An analysis by the U.S. Centers for Disease Control and Prevention found that 17,537 kids under the age of 15 were brought to hospital emergency rooms after choking in 2001 alone. Almost 60% of those kids choked on food, and about 30% choked on coins or other foreign objects. (In the rest of the cases, the cause was unknown.) In addition, the U.S. Consumer Product Safety Commission documented 449 choking deaths involving non-food items between 1972 and 1992.
But food is the most dangerous threat to children’s airways, according to a 1984 study published in the Journal of the American Medical Assn. That study found that aspirated food caused one death in the U.S. every five days. Hot dogs alone accounted for 17% of those deaths among kids below the age of 10.

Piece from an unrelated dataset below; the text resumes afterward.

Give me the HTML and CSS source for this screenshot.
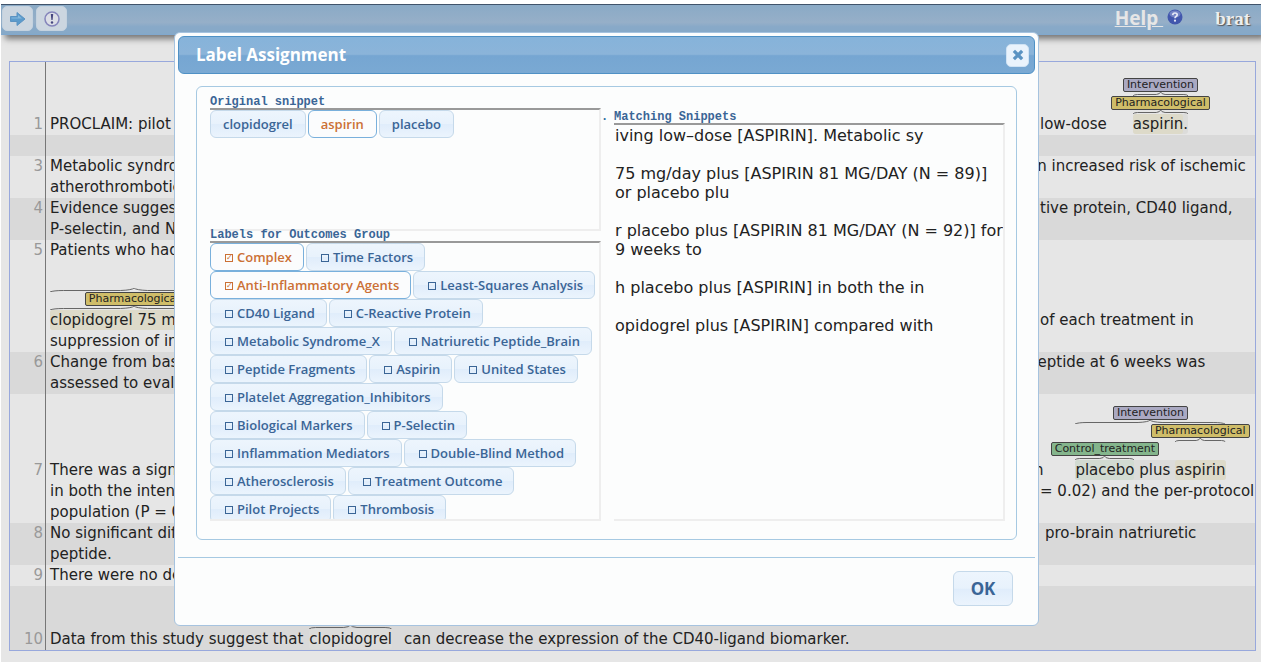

In a new policy statement on choking being published Monday in the journal Pediatrics, the academy explains why hot dogs pose a singular danger. A hot dog
“is cylindrical, airway sized, and compressible, which allows it to wedge tightly into a child’s hypopharynx and completely occlude the airway.”
Hot dogs aren’t the only risky foods. Other edible dangers include hard candy, peanuts, nuts and seeds, whole grapes, raw carrots, apples, popcorn, peanut butter chunks, marshmallows, chewing gum and sausages, according to the academy’s Committee on Injury, Violence, and Poison Prevention.
Pediatricians should do more to make parents aware of the choking risks posed by food, toys and coins. Likewise, food manufacturers should take choking risks into account when they design food products and should redesign existing foods “to avoid shapes, sizes, textures, and other characteristics that increase choking risk to children,” according to the statement.
The academy’s policy statement also includes a long to-do list for government regulators too.
For example, the group says the U.S. Food and Drug Administration should:
- Require manufacturers to label foods that pose the greatest choking risk;
- Create a surveillance system to track and prevent choking-related injuries and deaths; and
- Conduct public education campaigns about the choking hazards.
The academy also calls on the Consumer Product Safety Commission to:
- Work harder to make sure toys sold in vending machines, store bins and online include warnings about choking hazards;
- Convince toy makers to conduct more effective recalls of dangerous toys;
- Step up efforts to prevent toys from being sold on eBay and other online auction sites after they have been recalled.